Red is one of the most sought-after topaz colors and represents less than one-half of 1 percent of facet-grade material found. The color the trade calls imperial topaz is highly prized and very rare. Many dealers insist that a stone must show a reddish pleochroic color to be called imperial topaz. The reddish pleochroic color often appears at the ends of fashioned gems—like pears and ovals—that have an otherwise yellow-to-orange bodycolor.
A fashioned topaz that displays a combination of two colors is called bicolor topaz. Some say that pink topaz, often called rose topaz, resembles a pink diamond or a bright pink sapphire. Pink topaz has certain advantages over these two gems. It’s much less expensive than pink diamond, and it’s often available in larger sizes than either diamond or sapphire.
Dealers often use the trade term “sherry topaz” for yellowish brown or brownish yellow to orange topaz. The term comes from the color of sherry wine. Stones in that color range are also sometimes called precious topaz. This helps distinguish them from less expensive citrine and smoky quartz, both of which look similar to, and are frequently misrepresented as, topaz.
Golden or yellow topaz lacks the prized red overtones of imperial topaz. It’s also much more abundant and therefore less valuable. Although brown topaz is also less valuable, it has been used in striking pieces of jewelry and ornamental art.
In nature, topaz is most commonly colorless, and naturally strong blue gems are extremely rare. In the marketplace, however, strong blue shades are plentiful. Treatments are the reason for this. Treaters use a combination of radiation and heat to produce blue hues in topaz. Since the 1970s, treatments have brought blue topaz to a broad market.
When it was first introduced to the market, treated blue topaz sold for $20 to $40 per carat. But oversupply led to huge drops in wholesale prices, down to a few dollars or less per carat. Today, blue topaz is basically a mass-market gem, and price is often the most important consideration for many buyers. Uniformity of color and cut is also important, especially for mass-market jewelry manufacturers.
Fashioned topaz gems are often free of visible inclusions or flaws. This especially true of blue, colorless, and yellow topaz.
Because topaz crystals are usually elongated or columnar, they’re often cut as long oval or pear shapes to improve yield. If the rough is strongly colored, the cutter often chooses the emerald cut because that cutting style maximizes color and retains the most weight.
Topaz is cut in a wide variety of shapes and cutting styles.

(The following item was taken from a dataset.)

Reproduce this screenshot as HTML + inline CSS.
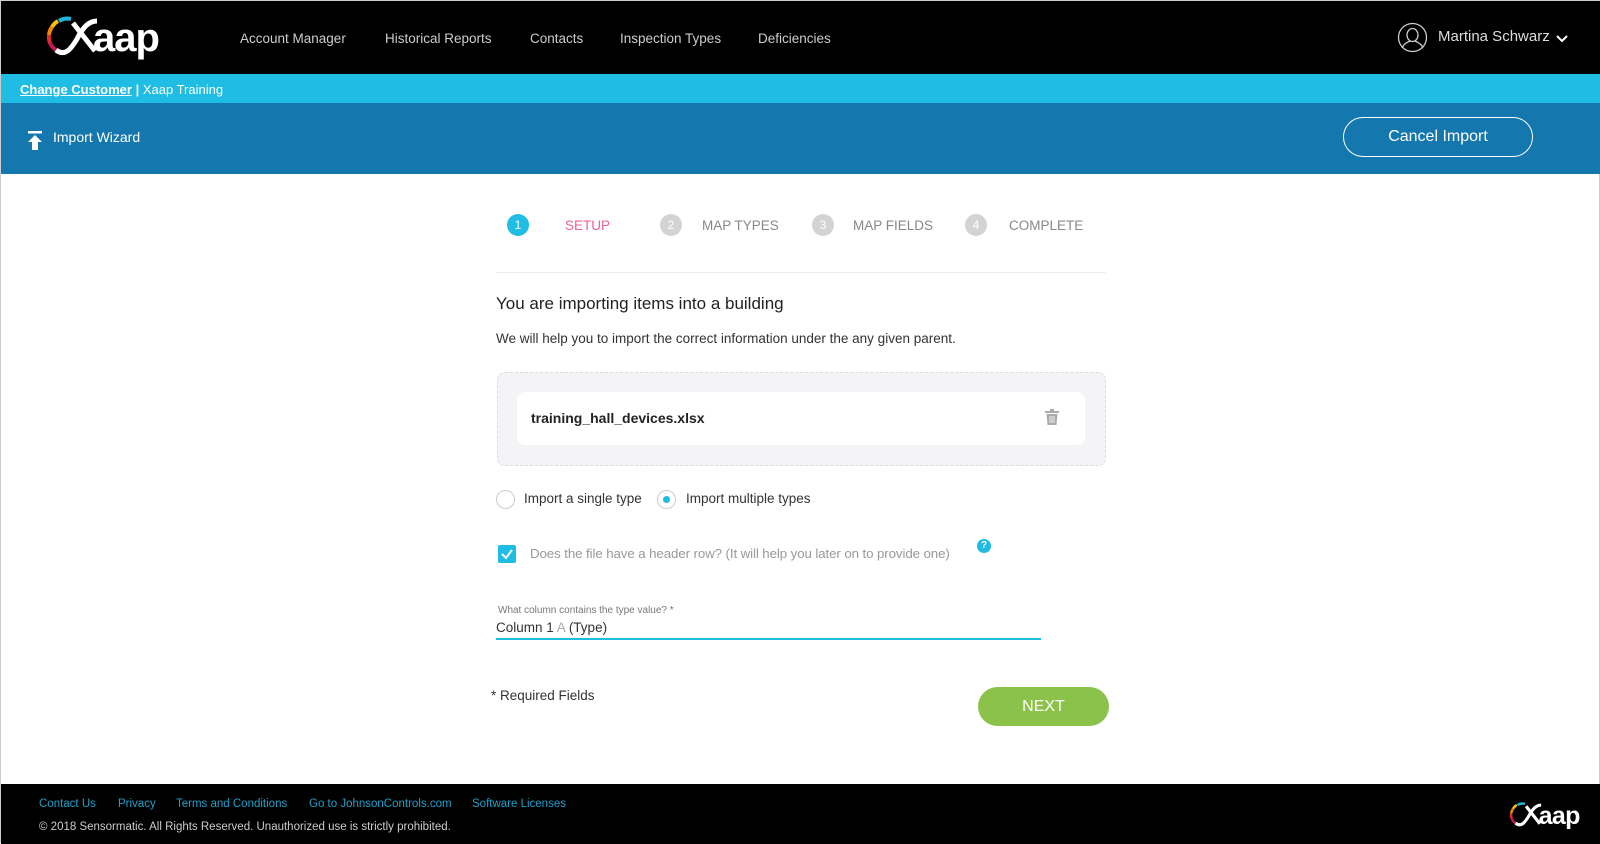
<!DOCTYPE html>
<html><head><meta charset="utf-8"><style>
*{margin:0;padding:0;box-sizing:border-box}
body{width:1600px;height:843px;position:relative;background:#fff;font-family:"Liberation Sans",sans-serif;overflow:hidden;border:1px solid #ccc}
.a{position:absolute;white-space:nowrap}
.nav{color:#ccc;font-size:13.5px;top:30px}
.step{font-size:13.5px;color:#888;top:217px}
.circ{position:absolute;width:22px;height:22px;border-radius:50%;background:#d3d3d3;color:#fff;font-size:12px;text-align:center;line-height:22px;top:213px}
.fl{color:#1ea0cc;font-size:11.5px;top:797px}
</style></head><body>
<div class="a" style="left:0;top:0;width:1600px;height:73px;background:#000"></div>
<svg class="a" style="left:42px;top:12px" width="130" height="48" viewBox="0 0 130 48">
<path d="M16 8 A16 16 0 0 1 28 6" stroke="#1fb5d8" stroke-width="4" fill="none"/>
<path d="M9 14 A16 16 0 0 1 15 8" stroke="#f4c20d" stroke-width="4" fill="none"/>
<path d="M6 22 A16 16 0 0 1 9 14" stroke="#f18a00" stroke-width="4" fill="none"/>
<path d="M7 30 A16 16 0 0 1 6 22" stroke="#e52b2b" stroke-width="4" fill="none"/>
<path d="M13 37 A16 16 0 0 1 7 30" stroke="#c2185b" stroke-width="4" fill="none"/>
<path d="M13 37 C22 44 28 36 34 26 C40 14 46 8 54 8" stroke="#fff" stroke-width="5" fill="none"/>
<path d="M30 10 L52 38" stroke="#fff" stroke-width="5"/>
<text x="50" y="38" fill="#fff" font-family="Liberation Sans" font-size="40" font-weight="bold" letter-spacing="-1">aap</text>
</svg>
<div class="a nav" style="left:239px">Account Manager</div>
<div class="a nav" style="left:384px">Historical Reports</div>
<div class="a nav" style="left:529px">Contacts</div>
<div class="a nav" style="left:619px">Inspection Types</div>
<div class="a nav" style="left:757px">Deficiencies</div>
<svg class="a" style="left:1396px;top:21px" width="31" height="31" viewBox="0 0 31 31"><circle cx="15.5" cy="15.5" r="14" fill="none" stroke="#ccc" stroke-width="1.3"/><path d="M10 13 a5.5 6.5 0 1 1 11 0 a5.5 6.5 0 1 1 -11 0 M5 26 C7 21 11 20 13 19 M26 26 C24 21 20 20 18 19" fill="none" stroke="#ccc" stroke-width="1.3"/></svg>
<div class="a" style="left:1437px;top:27px;color:#ddd;font-size:15px">Martina Schwarz</div>
<svg class="a" style="left:1555px;top:33px" width="12" height="9"><path d="M1 2 L6 7 L11 2" stroke="#fff" stroke-width="2" fill="none"/></svg>
<div class="a" style="left:0;top:73px;width:1600px;height:29px;background:#1fbce3"></div>
<div class="a" style="left:19px;top:81px;color:#fff;font-size:13px"><b style="text-decoration:underline">Change Customer</b> <b>|</b> Xaap Training</div>
<div class="a" style="left:0;top:102px;width:1600px;height:71px;background:#1477ae"></div>
<svg class="a" style="left:26px;top:130px" width="16" height="20"><rect x="1" y="0" width="14" height="2.5" fill="#fff"/><path d="M8 4 L15 11 L11 11 L11 19 L5 19 L5 11 L1 11Z" fill="#fff"/></svg>
<div class="a" style="left:52px;top:128px;color:#fff;font-size:14px">Import Wizard</div>
<div class="a" style="left:1342px;top:116px;width:190px;height:40px;border:1.5px solid #fff;border-radius:20px;color:#fff;font-size:16px;text-align:center;line-height:37px">Cancel Import</div>
<div class="circ" style="left:506px;background:#1fbce3">1</div>
<div class="a step" style="left:564px;color:#f0609a">SETUP</div>
<div class="circ" style="left:659px">2</div>
<div class="a step" style="left:701px">MAP TYPES</div>
<div class="circ" style="left:811px">3</div>
<div class="a step" style="left:852px">MAP FIELDS</div>
<div class="circ" style="left:964px">4</div>
<div class="a step" style="left:1008px">COMPLETE</div>
<div class="a" style="left:495px;top:271px;width:610px;height:1px;background:#eee"></div>
<div class="a" style="left:495px;top:293px;font-size:17px;color:#222">You are importing items into a building</div>
<div class="a" style="left:495px;top:330px;font-size:13.5px;color:#333">We will help you to import the correct information under the any given parent.</div>
<div class="a" style="left:496px;top:371px;width:609px;height:94px;background:#f4f4f6;border:1.5px dashed #ddd;border-radius:8px"></div>
<div class="a" style="left:516px;top:391px;width:568px;height:53px;background:#fff;border-radius:8px"></div>
<div class="a" style="left:530px;top:409px;font-size:14px;font-weight:bold;color:#222">training_hall_devices.xlsx</div>
<svg class="a" style="left:1044px;top:408px" width="14" height="16"><rect x="0" y="2" width="14" height="2" fill="#aaa"/><rect x="5" y="0" width="4" height="2" fill="#aaa"/><path d="M1.5 5 H12.5 L11.5 16 H2.5Z" fill="#aaa"/><path d="M5 7 V14 M7 7 V14 M9 7 V14" stroke="#fff" stroke-width=".8"/></svg>
<div class="a" style="left:495px;top:489px;width:19px;height:19px;border:1px solid #ccc;border-radius:50%"></div>
<div class="a" style="left:523px;top:490px;font-size:13.5px;color:#333">Import a single type</div>
<div class="a" style="left:656px;top:489px;width:19px;height:19px;border:1px solid #ccc;border-radius:50%"><div style="margin:5px;width:7px;height:7px;border-radius:50%;background:#1fbce3"></div></div>
<div class="a" style="left:685px;top:490px;font-size:13.5px;color:#333">Import multiple types</div>
<div class="a" style="left:497px;top:544px;width:18px;height:18px;background:#1fbce3;border-radius:2px"><svg width="18" height="18"><path d="M4 9 L8 13 L14 5" stroke="#fff" stroke-width="2" fill="none"/></svg></div>
<div class="a" style="left:529px;top:545px;font-size:13.3px;color:#999;letter-spacing:-0.1px">Does the file have a header row? (It will help you later on to provide one)</div>
<div class="a" style="left:976px;top:538px;width:14px;height:14px;border-radius:50%;background:#1fbce3;color:#fff;font-size:10px;font-weight:bold;text-align:center;line-height:14px">?</div>
<div class="a" style="left:497px;top:604px;font-size:10px;color:#777">What column contains the type value? *</div>
<div class="a" style="left:495px;top:619px;font-size:13.5px;color:#333">Column 1 <span style="color:#aaa">A</span> (Type)</div>
<div class="a" style="left:495px;top:637px;width:545px;height:2px;background:#1fbce3"></div>
<div class="a" style="left:490px;top:687px;font-size:13.5px;color:#333">* Required Fields</div>
<div class="a" style="left:977px;top:686px;width:131px;height:39px;background:#8bc34a;border-radius:20px;color:#fff;font-size:16px;text-align:center;line-height:39px">NEXT</div>
<div class="a" style="left:0;top:783px;width:1600px;height:60px;background:#000"></div>
<div class="a fl" style="left:38px">Contact Us</div>
<div class="a fl" style="left:117px">Privacy</div>
<div class="a fl" style="left:175px">Terms and Conditions</div>
<div class="a fl" style="left:308px">Go to JohnsonControls.com</div>
<div class="a fl" style="left:471px">Software Licenses</div>
<div class="a" style="left:38px;top:820px;font-size:11.5px;color:#ccc">© 2018 Sensormatic. All Rights Reserved. Unauthorized use is strictly prohibited.</div>
<svg class="a" style="left:1506px;top:799px" width="82" height="30" viewBox="0 0 130 48">
<path d="M16 8 A16 16 0 0 1 28 6" stroke="#1fb5d8" stroke-width="4" fill="none"/>
<path d="M9 14 A16 16 0 0 1 15 8" stroke="#f4c20d" stroke-width="4" fill="none"/>
<path d="M6 22 A16 16 0 0 1 9 14" stroke="#f18a00" stroke-width="4" fill="none"/>
<path d="M7 30 A16 16 0 0 1 6 22" stroke="#e52b2b" stroke-width="4" fill="none"/>
<path d="M13 37 A16 16 0 0 1 7 30" stroke="#c2185b" stroke-width="4" fill="none"/>
<path d="M13 37 C22 44 28 36 34 26 C40 14 46 8 54 8" stroke="#fff" stroke-width="5" fill="none"/>
<path d="M30 10 L52 38" stroke="#fff" stroke-width="5"/>
<text x="50" y="38" fill="#fff" font-family="Liberation Sans" font-size="40" font-weight="bold" letter-spacing="-1">aap</text>
</svg>
</body></html>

Production includes all the standard gem shapes such as ovals, pears, rounds, cushions, triangles, marquise, and emerald cuts as well as designer-inspired fantasy shapes.
Cutting styles are also well represented. Brilliant cuts with triangular and kite-shaped facets, step cuts with concentric rows of parallel facets, and mixed cuts usually consisting of brilliant-cut crowns and step-cut pavilions are all common. Designer cuts fashioned by hand and machine are popular, too.
Because there is an abundant supply of treated blue topaz, it’s often cut into calibrated sizes for use in mass market and multi-stone jewelry.
Standard topaz cuts for the jewelry industry include a wide range of shapes and sizes. The gem is inexpensive in smaller sizes, but prices rise for gems above 10×8 mm.